Exercise >> Below is some material; set it all down exactly, apart from the pictures.

═══ Supplied information ═══

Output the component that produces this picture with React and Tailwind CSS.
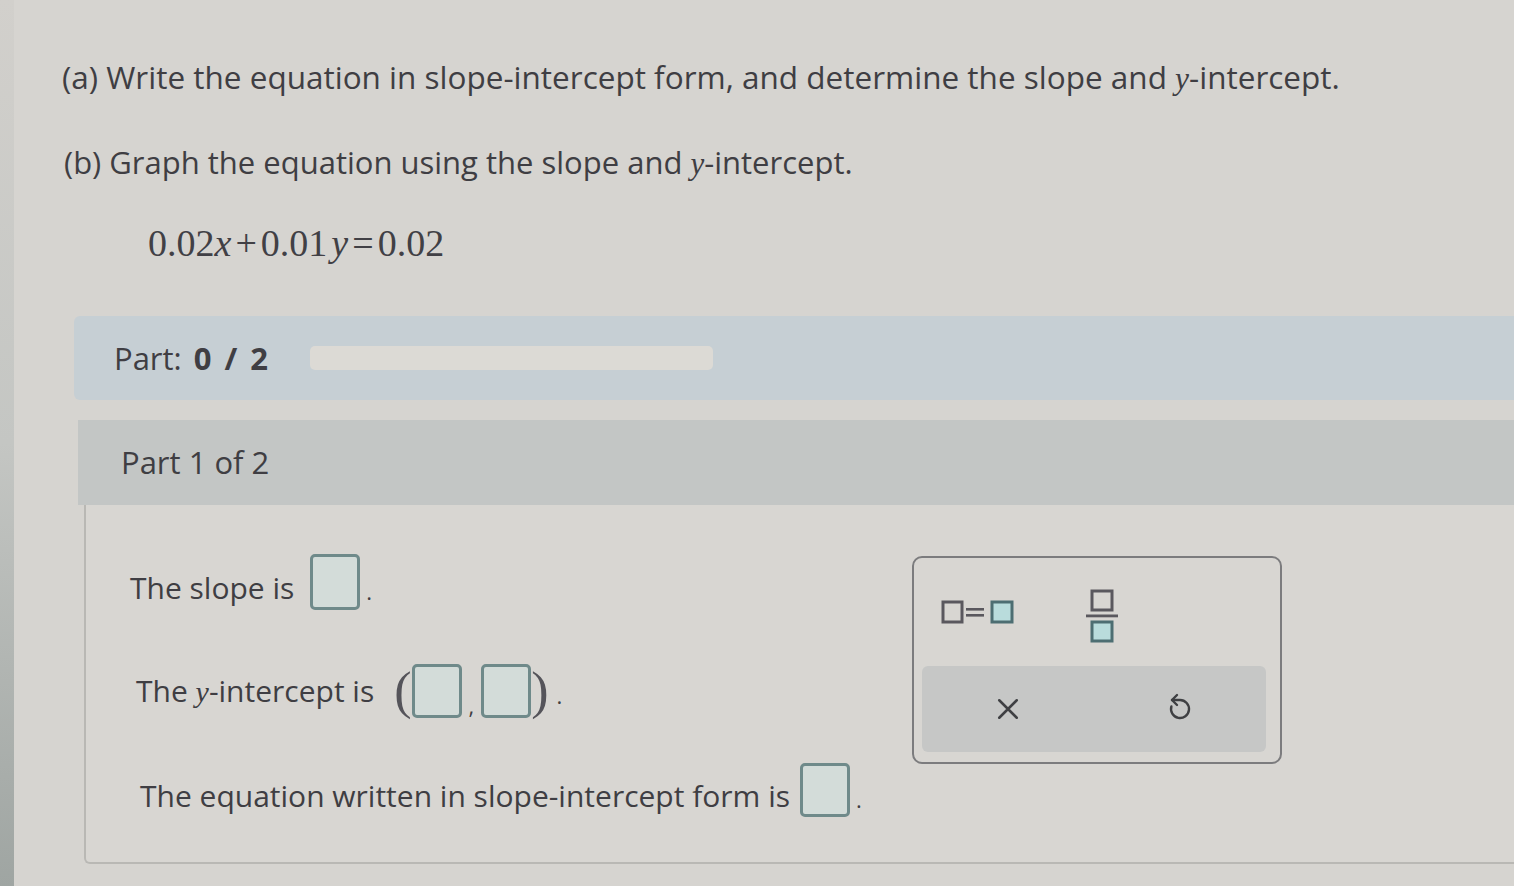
import React from "react";

const sans = { fontFamily: '"Open Sans", "DejaVu Sans", sans-serif' };
const serif = { fontFamily: '"Liberation Serif", "Times New Roman", serif' };

function Y() {
  return (
    <span className="italic" style={serif}>
      y
    </span>
  );
}

function Box({ w = 50, h = 54 }) {
  return (
    <span
      className="inline-block rounded-[5px] border-[3px] border-[#6f8a8a] bg-[#d3dcd9]"
      style={{ width: w, height: h }}
    />
  );
}

function UndoIcon() {
  return (
    <svg width="40" height="40" viewBox="0 0 40 40" fill="none" stroke="#3f4043" strokeWidth="2.4" strokeLinecap="round" strokeLinejoin="round">
      <path d="M17 6 L12 11 L17 16" />
      <path d="M12 11 H20 A9 9 0 1 1 11.4 17.4" />
    </svg>
  );
}

function EqIcon() {
  return (
    <svg width="76" height="26" viewBox="0 0 76 26">
      <rect x="3" y="3" width="19" height="20" fill="none" stroke="#5a585e" strokeWidth="3" />
      <rect x="26" y="9" width="18" height="2.6" fill="#5a585e" />
      <rect x="26" y="15" width="18" height="2.6" fill="#5a585e" />
      <rect x="52" y="3" width="20" height="20" fill="#b9dcdc" stroke="#4d6e72" strokeWidth="3" />
    </svg>
  );
}

function FracIcon() {
  return (
    <svg width="36" height="56" viewBox="0 0 36 56">
      <rect x="8" y="3" width="20" height="19" fill="none" stroke="#5a585e" strokeWidth="3" />
      <rect x="2" y="26.5" width="32" height="2.8" fill="#5a585e" />
      <rect x="8" y="34" width="20" height="19" fill="#b9dcdc" stroke="#4d6e72" strokeWidth="3" />
    </svg>
  );
}

export default function App() {
  return (
    <div
      className="relative flex h-[886px] w-[1514px] overflow-hidden bg-[#d6d4d0] text-[#3f3e43]"
      style={sans}
    >
      <div className="w-[14px] shrink-0 bg-gradient-to-b from-[#d2d0cc] via-[#c4c6c3] to-[#9fa5a2]" />
      <div className="flex min-w-0 flex-1 flex-col">
        <div className="pl-[48px] pt-[57px] text-[31.5px] leading-[40px]">
          (a) Write the equation in slope-intercept form, and determine the slope and <Y />-intercept.
        </div>
        <div className="pl-[50px] pt-[43px] text-[31px] leading-[40px]">
          (b) Graph the equation using the slope and <Y />-intercept.
        </div>
        <div className="pl-[134px] pt-[36px] text-[38px] leading-[46px] text-[#414045]" style={serif}>
          0.02<span className="italic">x</span>
          <span className="px-[4px]">+</span>0.01<span className="pl-[4px] italic">y</span>
          <span className="px-[4px]">=</span>0.02
        </div>

        <div className="ml-[60px] mt-[50px] flex h-[84px] items-center rounded-l-[6px] bg-[#c6cfd4] pl-[40px]">
          <span className="text-[31px]">
            Part: <span className="ml-[4px] font-bold">0<span className="px-[13px]">/</span>2</span>
          </span>
          <div className="ml-[42px] h-[24px] w-[403px] rounded-[5px] bg-[#dcdad5]" />
        </div>

        <div className="ml-[64px] mt-[20px] flex flex-1 flex-col">
          <div className="flex h-[85px] shrink-0 items-center bg-[#c3c6c5] pl-[43px] text-[31px]">
            Part 1 of 2
          </div>
          <div className="mb-[22px] ml-[6px] flex flex-1 rounded-bl-[6px] border-b-2 border-l-2 border-[#b9b8b4] bg-[#d8d6d2]">
            <div className="flex w-[826px] shrink-0 flex-col gap-[48px] pl-[44px] pt-[54px] text-[30px]">
              <div className="flex h-[56px] items-center">
                <span>The slope is</span>
                <span className="ml-[16px]"><Box w={50} h={56} /></span>
                <span className="ml-[6px] mt-[8px] text-[22px]">.</span>
              </div>
              <div className="ml-[6px] flex h-[56px] items-center">
                <span>
                  The <Y />-intercept is
                </span>
                <span className="ml-[20px] flex items-center">
                  <span className="text-[52px] font-light leading-none text-[#55545a]" style={serif}>(</span>
                  <Box w={50} h={54} />
                  <span className="mx-[7px] mt-[28px] text-[22px] leading-none">,</span>
                  <Box w={50} h={54} />
                  <span className="text-[52px] font-light leading-none text-[#55545a]" style={serif}>)</span>
                </span>
                <span className="ml-[8px] mt-[8px] text-[22px]">.</span>
              </div>
              <div className="ml-[10px] flex h-[56px] items-center">
                <span>The equation written in slope-intercept form is</span>
                <span className="ml-[10px]"><Box w={50} h={54} /></span>
                <span className="ml-[6px] mt-[8px] text-[22px]">.</span>
              </div>
            </div>
            <div className="mt-[51px] flex h-[208px] w-[370px] shrink-0 flex-col rounded-[10px] border-2 border-[#7c7c7e] bg-[#d8d6d2]">
              <div className="flex h-[108px] items-center pl-[26px]">
                <EqIcon />
                <span className="ml-[68px] mt-[8px]"><FracIcon /></span>
              </div>
              <div className="mb-[10px] ml-[8px] mr-[14px] flex flex-1 items-center rounded-[6px] bg-[#c6c7c6]">
                <div className="flex w-1/2 items-center justify-center">
                  <svg width="30" height="30" viewBox="0 0 24 24" fill="none" stroke="#3f4043" strokeWidth="2" strokeLinecap="round">
                    <path d="M5 5 L19 19 M19 5 L5 19" />
                  </svg>
                </div>
                <div className="flex w-1/2 items-center justify-center">
                  <UndoIcon />
                </div>
              </div>
            </div>
          </div>
        </div>
      </div>
    </div>
  );
}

═══

Answer in full >>
Output the component that produces this picture with React and Tailwind CSS.
import React from "react";

const sans = { fontFamily: '"Open Sans", "DejaVu Sans", sans-serif' };
const serif = { fontFamily: '"Liberation Serif", "Times New Roman", serif' };

function Y() {
  return (
    <span className="italic" style={serif}>
      y
    </span>
  );
}

function Box({ w = 50, h = 54 }) {
  return (
    <span
      className="inline-block rounded-[5px] border-[3px] border-[#6f8a8a] bg-[#d3dcd9]"
      style={{ width: w, height: h }}
    />
  );
}

function UndoIcon() {
  return (
    <svg width="40" height="40" viewBox="0 0 40 40" fill="none" stroke="#3f4043" strokeWidth="2.4" strokeLinecap="round" strokeLinejoin="round">
      <path d="M17 6 L12 11 L17 16" />
      <path d="M12 11 H20 A9 9 0 1 1 11.4 17.4" />
    </svg>
  );
}

function EqIcon() {
  return (
    <svg width="76" height="26" viewBox="0 0 76 26">
      <rect x="3" y="3" width="19" height="20" fill="none" stroke="#5a585e" strokeWidth="3" />
      <rect x="26" y="9" width="18" height="2.6" fill="#5a585e" />
      <rect x="26" y="15" width="18" height="2.6" fill="#5a585e" />
      <rect x="52" y="3" width="20" height="20" fill="#b9dcdc" stroke="#4d6e72" strokeWidth="3" />
    </svg>
  );
}

function FracIcon() {
  return (
    <svg width="36" height="56" viewBox="0 0 36 56">
      <rect x="8" y="3" width="20" height="19" fill="none" stroke="#5a585e" strokeWidth="3" />
      <rect x="2" y="26.5" width="32" height="2.8" fill="#5a585e" />
      <rect x="8" y="34" width="20" height="19" fill="#b9dcdc" stroke="#4d6e72" strokeWidth="3" />
    </svg>
  );
}

export default function App() {
  return (
    <div
      className="relative flex h-[886px] w-[1514px] overflow-hidden bg-[#d6d4d0] text-[#3f3e43]"
      style={sans}
    >
      <div className="w-[14px] shrink-0 bg-gradient-to-b from-[#d2d0cc] via-[#c4c6c3] to-[#9fa5a2]" />
      <div className="flex min-w-0 flex-1 flex-col">
        <div className="pl-[48px] pt-[57px] text-[31.5px] leading-[40px]">
          (a) Write the equation in slope-intercept form, and determine the slope and <Y />-intercept.
        </div>
        <div className="pl-[50px] pt-[43px] text-[31px] leading-[40px]">
          (b) Graph the equation using the slope and <Y />-intercept.
        </div>
        <div className="pl-[134px] pt-[36px] text-[38px] leading-[46px] text-[#414045]" style={serif}>
          0.02<span className="italic">x</span>
          <span className="px-[4px]">+</span>0.01<span className="pl-[4px] italic">y</span>
          <span className="px-[4px]">=</span>0.02
        </div>

        <div className="ml-[60px] mt-[50px] flex h-[84px] items-center rounded-l-[6px] bg-[#c6cfd4] pl-[40px]">
          <span className="text-[31px]">
            Part: <span className="ml-[4px] font-bold">0<span className="px-[13px]">/</span>2</span>
          </span>
          <div className="ml-[42px] h-[24px] w-[403px] rounded-[5px] bg-[#dcdad5]" />
        </div>

        <div className="ml-[64px] mt-[20px] flex flex-1 flex-col">
          <div className="flex h-[85px] shrink-0 items-center bg-[#c3c6c5] pl-[43px] text-[31px]">
            Part 1 of 2
          </div>
          <div className="mb-[22px] ml-[6px] flex flex-1 rounded-bl-[6px] border-b-2 border-l-2 border-[#b9b8b4] bg-[#d8d6d2]">
            <div className="flex w-[826px] shrink-0 flex-col gap-[48px] pl-[44px] pt-[54px] text-[30px]">
              <div className="flex h-[56px] items-center">
                <span>The slope is</span>
                <span className="ml-[16px]"><Box w={50} h={56} /></span>
                <span className="ml-[6px] mt-[8px] text-[22px]">.</span>
              </div>
              <div className="ml-[6px] flex h-[56px] items-center">
                <span>
                  The <Y />-intercept is
                </span>
                <span className="ml-[20px] flex items-center">
                  <span className="text-[52px] font-light leading-none text-[#55545a]" style={serif}>(</span>
                  <Box w={50} h={54} />
                  <span className="mx-[7px] mt-[28px] text-[22px] leading-none">,</span>
                  <Box w={50} h={54} />
                  <span className="text-[52px] font-light leading-none text-[#55545a]" style={serif}>)</span>
                </span>
                <span className="ml-[8px] mt-[8px] text-[22px]">.</span>
              </div>
              <div className="ml-[10px] flex h-[56px] items-center">
                <span>The equation written in slope-intercept form is</span>
                <span className="ml-[10px]"><Box w={50} h={54} /></span>
                <span className="ml-[6px] mt-[8px] text-[22px]">.</span>
              </div>
            </div>
            <div className="mt-[51px] flex h-[208px] w-[370px] shrink-0 flex-col rounded-[10px] border-2 border-[#7c7c7e] bg-[#d8d6d2]">
              <div className="flex h-[108px] items-center pl-[26px]">
                <EqIcon />
                <span className="ml-[68px] mt-[8px]"><FracIcon /></span>
              </div>
              <div className="mb-[10px] ml-[8px] mr-[14px] flex flex-1 items-center rounded-[6px] bg-[#c6c7c6]">
                <div className="flex w-1/2 items-center justify-center">
                  <svg width="30" height="30" viewBox="0 0 24 24" fill="none" stroke="#3f4043" strokeWidth="2" strokeLinecap="round">
                    <path d="M5 5 L19 19 M19 5 L5 19" />
                  </svg>
                </div>
                <div className="flex w-1/2 items-center justify-center">
                  <UndoIcon />
                </div>
              </div>
            </div>
          </div>
        </div>
      </div>
    </div>
  );
}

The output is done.